The group of Lum explored samples collected from different locations of the Great Barrier Reef [1]. The analysis of C. rotalaria extracts by UHPLC-MS in conjunction with database searching led to the isolation and structure elucidation of a series of new taurine-conjugated anthraquinones, including comatulin A (1).
1
The published spectroscopic data used for the structure elucidation of compound 1 (Table 1) were utilized to challenge ACD/Structure Elucidator (ACD/SE).
Comatulin A (1) was isolated as a red amorphous powder and was assigned the molecular formula C20H19NO10S following analysis of the HR-ESI-MS ion at m/z 464.0643 [M −H]−. The degree of unsaturation is equal to 12. The presence of a fragment SO3H was determined from the mass spectrum. The molecule is not large but highly hydrogen deficient: the ratio of skeletal atoms to hydrogens is 1.7. A “silent fragment” whose carbon atoms are deprived from hydrogen is marked by red in structure 1.
Table 1. NMR spectroscopic data of compound 1. Weak HMBC correlations are distinguished by letter w.
C/X Label | δC | δC calc (HOSE) | XHn | δH | COSY | H to C HMBC |
C 1 | 127.7 | 123.08 | C | |||
C 2 | 161.2 | 166.19 | C | |||
C 3 | 112.1 | 114.54 | C | |||
C 4 | 162.7 | 167.23 | C | |||
C 5 | 106.9 | 108.03 | C | |||
C 6 | 164 | 164.41 | C | |||
C 7 | 107.1 | 107.26 | CH | 6.89 | 7.15 | C 10, C 15, C 6, C 8, C 14w |
C 8 | 165.8 | 165.77 | C | |||
C 9 | 56.4 | 56.1 | CH3 | 3.92 | C 8 | |
C 10 | 107.8 | 107.18 | CH | 7.15 | 6.89 | C 7, C 15, C 11, C 8, C 12, C 14w |
C 11 | 134.3 | 136.06 | C | |||
C 12 | 181.8 | 180.88 | C | |||
C 13 | 130.6 | 129.07 | C | |||
C 14 | 188.2 | 189.12 | C | |||
C 15 | 109.6 | 110.52 | C | |||
C 16 | 201.6 | 202.89 | C | |||
C 17 | 31 | 30.47 | CH3 | 2.42 | C 1, C 16 | |
C 18 | 39.2 | 46.49 | CH2 | 4.25 | 8.71 | C 19, C 3, C 2, C 4 |
C 19 | 44.3 | 43.01 | CH2 | 3.29 | 2.85, 8.71 | C 18, C 20 |
C 20 | 46.6 | 46.86 | CH2 | 2.85 | 3.29 | C 19 |
N 1 | NH | 8.71 | 3.29, 4.25 | |||
O 1 | OH | 13.22 | C 5, C 3, C 4 | |||
O 2 | OH | 12.1 | C 7, C 15, C 6 |
The spectroscopic data were entered into ACD/SE. The lengths of two HMBC correlations which were measured as weak in the article [1] were set as being of 2-4 bonds length. The Molecular Connectivity Diagram (MCD) was created automatically by the program. A slightly manually edited MCD is presented in Figure 1.

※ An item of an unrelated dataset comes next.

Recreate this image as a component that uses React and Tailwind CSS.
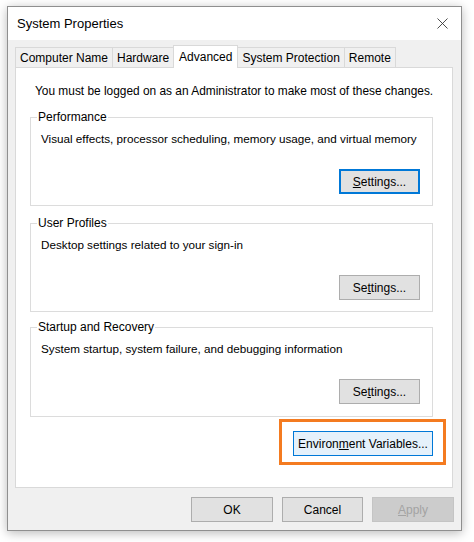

Figure 1. Molecular C\connectivity diagram. Hybridizations of carbon atoms are marked by corresponding colors: sp2 – violet, sp3 – blue, not sp (sp2 or sp3) – light blue. Labels “ob” and “fb” are set by the program to carbon atoms for which neighboring with heteroatom is either obligatory (ob) or forbidden (fb).
MCD overview. The MCD contains six light blue carbon atoms characterized by ambiguous hybridization. The SO3H fragment was also manually drawn. The carbon atom at 130.60 ppm has no correlation in the HMBC spectrum. It was assumed that seven carbons with chemical shifts which lie in the interval 161.20 – 201.60 ppm are connected with at least one atom of oxygen (a label ob). Five free oxygen atoms will be incorporated into structures during the structure generation process. With those initial data, and having in mind the deficit of hydrogens, it should be expected that structure generation will require a long time.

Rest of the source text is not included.